When I was a kid I had a Radio Shack 100-In-1 electronics kit. There were electronic components attached to little springs so that you could wire them together to make a variety of interesting electronic devices. (Unfortunately, I was more interested in making the devices that I was about learning the underlying theory.) I’ve already mentioned model rockets, which taught a lot of kids practical lessons in Newtonian physics and in aeronautics. And who could forget chemistry sets?

There are still a wide variety of educational toys that teach young minds about aeronautics, weather, astronomy, archaeology, and more. But I get the impression that interest in them is not as great as when I was a kid. Maybe it’s just because I was more interested in that sort of thing when I was young, than I was about building model cars.

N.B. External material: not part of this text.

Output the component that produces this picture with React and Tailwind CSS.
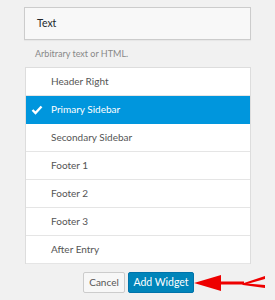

What gets me is that many people I meet seem to lack the ability to think critically, or at least do not have a desire to. We like the products of science and engineering, but it seems that we don’t understand them or have the desire to learn.

So. How can we make the desire for scientific learning as great as I perceived it to be during Apollo? How can we spark the fire of learning on a grand scale?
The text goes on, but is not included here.